-- Problem --
Can you copy out the data exactly? Leave the images out.

-- Recorded data --

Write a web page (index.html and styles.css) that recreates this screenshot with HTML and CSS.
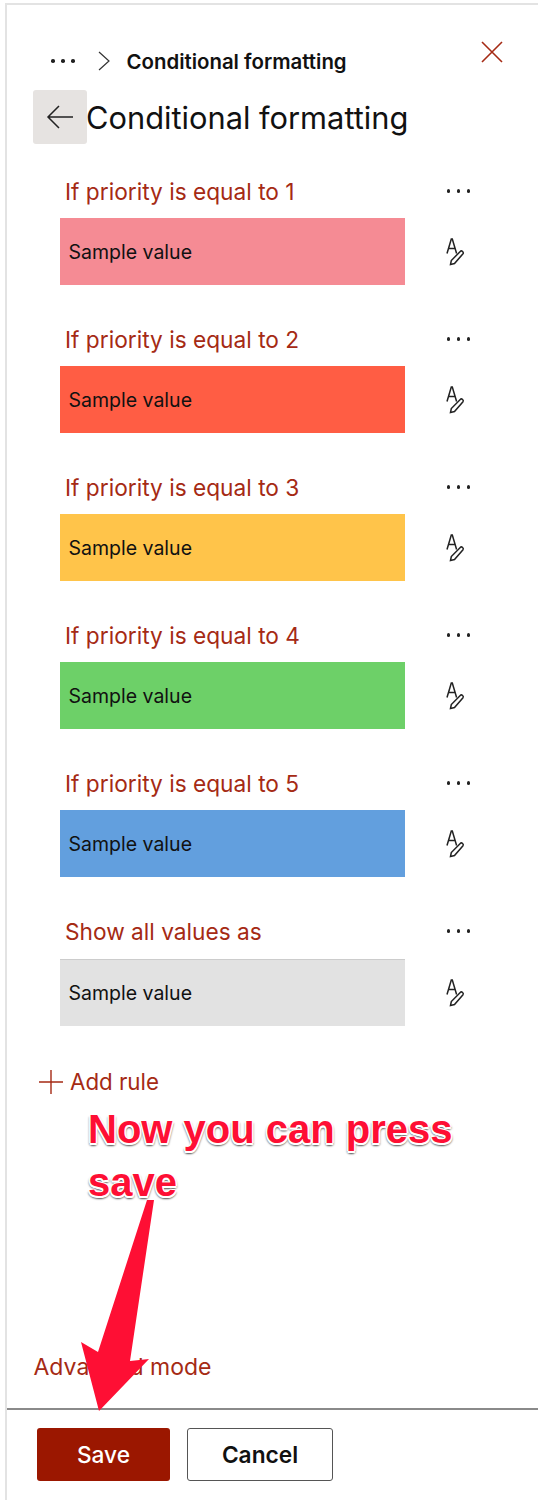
FILE: index.html
```html
<!DOCTYPE html>
<html lang="en">
<head>
<meta charset="utf-8">
<title>Conditional formatting</title>
<link rel="stylesheet" href="styles.css">
</head>
<body>
<div class="panel">
  <div class="scroll">
    <div class="crumbs">
      <span class="dots dots-crumb"><i></i><i></i><i></i></span>
      <svg class="chev" viewBox="0 0 14 20" width="14" height="20"><path d="M2 1l10 9-10 9" fill="none" stroke="#333" stroke-width="1.2"/></svg>
      <span class="crumb-text">Conditional formatting</span>
      <svg class="close" viewBox="0 0 22 22" width="22" height="22"><path d="M1 1l20 20M21 1L1 21" fill="none" stroke="#a52a14" stroke-width="1.6"/></svg>
    </div>
    <div class="title-row">
      <span class="back"><svg viewBox="0 0 28 24" width="28" height="24"><path d="M27 12H2M13 1L2 12l11 11" fill="none" stroke="#222" stroke-width="1.5"/></svg></span>
      <h1>Conditional formatting</h1>
    </div>
    <div class="rules">
      <div class="rule">
        <div class="rule-head"><span class="rule-label">If priority is equal to 1</span><span class="dots"><i></i><i></i><i></i></span></div>
        <div class="rule-body"><div class="sample c1">Sample value</div><svg class="fmt" viewBox="0 0 22 28" width="22" height="28"><use href="#fmt-icon"/></svg></div>
      </div>
      <div class="rule">
        <div class="rule-head"><span class="rule-label">If priority is equal to 2</span><span class="dots"><i></i><i></i><i></i></span></div>
        <div class="rule-body"><div class="sample c2">Sample value</div><svg class="fmt" viewBox="0 0 22 28" width="22" height="28"><use href="#fmt-icon"/></svg></div>
      </div>
      <div class="rule">
        <div class="rule-head"><span class="rule-label">If priority is equal to 3</span><span class="dots"><i></i><i></i><i></i></span></div>
        <div class="rule-body"><div class="sample c3">Sample value</div><svg class="fmt" viewBox="0 0 22 28" width="22" height="28"><use href="#fmt-icon"/></svg></div>
      </div>
      <div class="rule">
        <div class="rule-head"><span class="rule-label">If priority is equal to 4</span><span class="dots"><i></i><i></i><i></i></span></div>
        <div class="rule-body"><div class="sample c4">Sample value</div><svg class="fmt" viewBox="0 0 22 28" width="22" height="28"><use href="#fmt-icon"/></svg></div>
      </div>
      <div class="rule">
        <div class="rule-head"><span class="rule-label">If priority is equal to 5</span><span class="dots"><i></i><i></i><i></i></span></div>
        <div class="rule-body"><div class="sample c5">Sample value</div><svg class="fmt" viewBox="0 0 22 28" width="22" height="28"><use href="#fmt-icon"/></svg></div>
      </div>
      <div class="rule">
        <div class="rule-head"><span class="rule-label">Show all values as</span><span class="dots"><i></i><i></i><i></i></span></div>
        <div class="rule-body rule-body-last"><div class="sample c6">Sample value</div><svg class="fmt" viewBox="0 0 22 28" width="22" height="28"><use href="#fmt-icon"/></svg></div>
      </div>
    </div>
    <div class="add-rule">
      <svg viewBox="0 0 24 24" width="24" height="24"><path d="M12 0v24M0 12h24" fill="none" stroke="#a52a14" stroke-width="1.4"/></svg>
      <span>Add rule</span>
    </div>
    <div class="advanced">Advanced mode</div>
  </div>
  <div class="footer">
    <button class="btn btn-save">Save</button>
    <button class="btn btn-cancel">Cancel</button>
  </div>
</div>
<div class="note">Now you can press<br>save</div>
<svg class="arrow" viewBox="0 0 538 1500" width="538" height="1500"><polygon points="147,1200 154,1200 130,1361 149,1359 99,1411 81,1342 98,1352" fill="#fe0f34"/></svg>
<svg class="defs" width="0" height="0"><defs><g id="fmt-icon"><path d="M3 15.500L7.300 1h1l4.300 14.500M4.500 10.500h6.500" fill="none" stroke="#222" stroke-width="1.500"/><path d="M6.500 26.500l.8-4 9.200-9.300c1.200-1 3.500 1.200 2.500 2.500l-8.500 9.800z" fill="none" stroke="#222" stroke-width="1.500"/></g></defs></svg>
</body>
</html>
```
FILE: styles.css
```css
* { box-sizing: border-box; }
html, body { margin: 0; padding: 0; }
body {
  width: 538px;
  height: 1500px;
  position: relative;
  overflow: hidden;
  background: #fff;
  font-family: Inter, "Liberation Sans", sans-serif;
  color: #111;
  padding-top: 3px;
}
.panel {
  height: 1497px;
  border-top: 2px solid #e3e3e3;
  margin-left: 5px;
  border-left: 2px solid #e3e3e3;
  display: flex;
  flex-direction: column;
}
.scroll { flex: 1; display: flex; flex-direction: column; position: relative; }
.crumbs {
  display: flex;
  align-items: center;
  height: 24px;
  margin-top: 44px;
  padding-left: 44px;
  padding-right: 35px;
}
.dots { display: inline-flex; gap: 6.500px; align-items: center; }
.dots i { width: 3.500px; height: 3.500px; border-radius: 50%; background: #222; display: block; }
.chev { margin-left: 22px; }
.crumb-text { margin-left: 16px; font-size: 20.400px; font-weight: 600; color: #111; }
.close { margin-left: auto; margin-top: -19px; }
.title-row { display: flex; align-items: center; margin-top: 17px; padding-left: 26px; }
.back {
  width: 54px;
  height: 54px;
  background: #e6e3e1;
  border-radius: 3px;
  display: flex;
  align-items: center;
  justify-content: center;
}
h1 { margin: 1px 0 0 -1px; font-size: 30.800px; font-weight: 400; color: #111; }
.rules { display: flex; flex-direction: column; gap: 42px; margin-top: 35px; padding-left: 53px; }
.rule-head { display: flex; align-items: center; height: 24px; width: 410px; justify-content: space-between; padding-left: 5px; }
.rule-label { font-size: 22.700px; color: #a52a14; }
.rule-body { display: flex; align-items: center; margin-top: 15px; }
.rule-body-last { margin-top: 16px; }
.sample {
  width: 345px;
  height: 67px;
  display: flex;
  align-items: center;
  padding-left: 8.500px;
  font-size: 19.500px;
  color: #111;
}
.c1 { background: #f58b94; }
.c2 { background: #ff5d44; }
.c3 { background: #ffc44a; }
.c4 { background: #6dd068; }
.c5 { background: #629fde; }
.c6 { background: #e2e2e2; border-top: 1px solid #ccc; }
.fmt { margin-left: 39px; }
.add-rule { display: flex; align-items: center; gap: 7px; margin-top: 42px; padding-left: 32px; font-size: 22.300px; color: #a52a14; }
.advanced { margin-top: auto; margin-bottom: 27px; padding-left: 26.500px; font-size: 23px; color: #a52a14; }
.footer {
  height: 92px;
  border-top: 2px solid #8a8a8a;
  display: flex;
  align-items: flex-start;
  gap: 17px;
  padding: 18px 0 0 30px;
}
.btn { height: 53px; border-radius: 3px; font-family: inherit; font-size: 22.700px; font-weight: 600; }
.btn-save { width: 133px; background: #9b1700; border: 0; color: #fff; font-weight: 500; }
.btn-cancel { width: 146px; background: #fff; border: 1.500px solid #555; color: #111; }
.note {
  position: absolute;
  left: 88px;
  top: 1103px;
  font-family: "Liberation Sans", sans-serif;
  font-weight: 700;
  font-size: 40px;
  line-height: 53px;
  color: #fe0f34;
  text-shadow: 1.500px 0 0 #fff, -1.500px 0 0 #fff, 0 -1.500px 0 #fff, 1px 2px 0 #fff, -1px 2px 0 #fff, 0 3px 2px rgba(0,0,0,.55), 1.500px 2px 2px rgba(0,0,0,.4), -1.500px 2px 2px rgba(0,0,0,.4);
}
.arrow { position: absolute; left: 0; top: 0; pointer-events: none; }
.defs { position: absolute; }
```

-- Task answer --
Write a web page (index.html and styles.css) that recreates this screenshot with HTML and CSS.
FILE: index.html
```html
<!DOCTYPE html>
<html lang="en">
<head>
<meta charset="utf-8">
<title>Conditional formatting</title>
<link rel="stylesheet" href="styles.css">
</head>
<body>
<div class="panel">
  <div class="scroll">
    <div class="crumbs">
      <span class="dots dots-crumb"><i></i><i></i><i></i></span>
      <svg class="chev" viewBox="0 0 14 20" width="14" height="20"><path d="M2 1l10 9-10 9" fill="none" stroke="#333" stroke-width="1.2"/></svg>
      <span class="crumb-text">Conditional formatting</span>
      <svg class="close" viewBox="0 0 22 22" width="22" height="22"><path d="M1 1l20 20M21 1L1 21" fill="none" stroke="#a52a14" stroke-width="1.6"/></svg>
    </div>
    <div class="title-row">
      <span class="back"><svg viewBox="0 0 28 24" width="28" height="24"><path d="M27 12H2M13 1L2 12l11 11" fill="none" stroke="#222" stroke-width="1.5"/></svg></span>
      <h1>Conditional formatting</h1>
    </div>
    <div class="rules">
      <div class="rule">
        <div class="rule-head"><span class="rule-label">If priority is equal to 1</span><span class="dots"><i></i><i></i><i></i></span></div>
        <div class="rule-body"><div class="sample c1">Sample value</div><svg class="fmt" viewBox="0 0 22 28" width="22" height="28"><use href="#fmt-icon"/></svg></div>
      </div>
      <div class="rule">
        <div class="rule-head"><span class="rule-label">If priority is equal to 2</span><span class="dots"><i></i><i></i><i></i></span></div>
        <div class="rule-body"><div class="sample c2">Sample value</div><svg class="fmt" viewBox="0 0 22 28" width="22" height="28"><use href="#fmt-icon"/></svg></div>
      </div>
      <div class="rule">
        <div class="rule-head"><span class="rule-label">If priority is equal to 3</span><span class="dots"><i></i><i></i><i></i></span></div>
        <div class="rule-body"><div class="sample c3">Sample value</div><svg class="fmt" viewBox="0 0 22 28" width="22" height="28"><use href="#fmt-icon"/></svg></div>
      </div>
      <div class="rule">
        <div class="rule-head"><span class="rule-label">If priority is equal to 4</span><span class="dots"><i></i><i></i><i></i></span></div>
        <div class="rule-body"><div class="sample c4">Sample value</div><svg class="fmt" viewBox="0 0 22 28" width="22" height="28"><use href="#fmt-icon"/></svg></div>
      </div>
      <div class="rule">
        <div class="rule-head"><span class="rule-label">If priority is equal to 5</span><span class="dots"><i></i><i></i><i></i></span></div>
        <div class="rule-body"><div class="sample c5">Sample value</div><svg class="fmt" viewBox="0 0 22 28" width="22" height="28"><use href="#fmt-icon"/></svg></div>
      </div>
      <div class="rule">
        <div class="rule-head"><span class="rule-label">Show all values as</span><span class="dots"><i></i><i></i><i></i></span></div>
        <div class="rule-body rule-body-last"><div class="sample c6">Sample value</div><svg class="fmt" viewBox="0 0 22 28" width="22" height="28"><use href="#fmt-icon"/></svg></div>
      </div>
    </div>
    <div class="add-rule">
      <svg viewBox="0 0 24 24" width="24" height="24"><path d="M12 0v24M0 12h24" fill="none" stroke="#a52a14" stroke-width="1.4"/></svg>
      <span>Add rule</span>
    </div>
    <div class="advanced">Advanced mode</div>
  </div>
  <div class="footer">
    <button class="btn btn-save">Save</button>
    <button class="btn btn-cancel">Cancel</button>
  </div>
</div>
<div class="note">Now you can press<br>save</div>
<svg class="arrow" viewBox="0 0 538 1500" width="538" height="1500"><polygon points="147,1200 154,1200 130,1361 149,1359 99,1411 81,1342 98,1352" fill="#fe0f34"/></svg>
<svg class="defs" width="0" height="0"><defs><g id="fmt-icon"><path d="M3 15.500L7.300 1h1l4.300 14.500M4.500 10.500h6.500" fill="none" stroke="#222" stroke-width="1.500"/><path d="M6.500 26.500l.8-4 9.200-9.300c1.200-1 3.500 1.200 2.500 2.500l-8.500 9.800z" fill="none" stroke="#222" stroke-width="1.500"/></g></defs></svg>
</body>
</html>
```
FILE: styles.css
```css
* { box-sizing: border-box; }
html, body { margin: 0; padding: 0; }
body {
  width: 538px;
  height: 1500px;
  position: relative;
  overflow: hidden;
  background: #fff;
  font-family: Inter, "Liberation Sans", sans-serif;
  color: #111;
  padding-top: 3px;
}
.panel {
  height: 1497px;
  border-top: 2px solid #e3e3e3;
  margin-left: 5px;
  border-left: 2px solid #e3e3e3;
  display: flex;
  flex-direction: column;
}
.scroll { flex: 1; display: flex; flex-direction: column; position: relative; }
.crumbs {
  display: flex;
  align-items: center;
  height: 24px;
  margin-top: 44px;
  padding-left: 44px;
  padding-right: 35px;
}
.dots { display: inline-flex; gap: 6.500px; align-items: center; }
.dots i { width: 3.500px; height: 3.500px; border-radius: 50%; background: #222; display: block; }
.chev { margin-left: 22px; }
.crumb-text { margin-left: 16px; font-size: 20.400px; font-weight: 600; color: #111; }
.close { margin-left: auto; margin-top: -19px; }
.title-row { display: flex; align-items: center; margin-top: 17px; padding-left: 26px; }
.back {
  width: 54px;
  height: 54px;
  background: #e6e3e1;
  border-radius: 3px;
  display: flex;
  align-items: center;
  justify-content: center;
}
h1 { margin: 1px 0 0 -1px; font-size: 30.800px; font-weight: 400; color: #111; }
.rules { display: flex; flex-direction: column; gap: 42px; margin-top: 35px; padding-left: 53px; }
.rule-head { display: flex; align-items: center; height: 24px; width: 410px; justify-content: space-between; padding-left: 5px; }
.rule-label { font-size: 22.700px; color: #a52a14; }
.rule-body { display: flex; align-items: center; margin-top: 15px; }
.rule-body-last { margin-top: 16px; }
.sample {
  width: 345px;
  height: 67px;
  display: flex;
  align-items: center;
  padding-left: 8.500px;
  font-size: 19.500px;
  color: #111;
}
.c1 { background: #f58b94; }
.c2 { background: #ff5d44; }
.c3 { background: #ffc44a; }
.c4 { background: #6dd068; }
.c5 { background: #629fde; }
.c6 { background: #e2e2e2; border-top: 1px solid #ccc; }
.fmt { margin-left: 39px; }
.add-rule { display: flex; align-items: center; gap: 7px; margin-top: 42px; padding-left: 32px; font-size: 22.300px; color: #a52a14; }
.advanced { margin-top: auto; margin-bottom: 27px; padding-left: 26.500px; font-size: 23px; color: #a52a14; }
.footer {
  height: 92px;
  border-top: 2px solid #8a8a8a;
  display: flex;
  align-items: flex-start;
  gap: 17px;
  padding: 18px 0 0 30px;
}
.btn { height: 53px; border-radius: 3px; font-family: inherit; font-size: 22.700px; font-weight: 600; }
.btn-save { width: 133px; background: #9b1700; border: 0; color: #fff; font-weight: 500; }
.btn-cancel { width: 146px; background: #fff; border: 1.500px solid #555; color: #111; }
.note {
  position: absolute;
  left: 88px;
  top: 1103px;
  font-family: "Liberation Sans", sans-serif;
  font-weight: 700;
  font-size: 40px;
  line-height: 53px;
  color: #fe0f34;
  text-shadow: 1.500px 0 0 #fff, -1.500px 0 0 #fff, 0 -1.500px 0 #fff, 1px 2px 0 #fff, -1px 2px 0 #fff, 0 3px 2px rgba(0,0,0,.55), 1.500px 2px 2px rgba(0,0,0,.4), -1.500px 2px 2px rgba(0,0,0,.4);
}
.arrow { position: absolute; left: 0; top: 0; pointer-events: none; }
.defs { position: absolute; }
```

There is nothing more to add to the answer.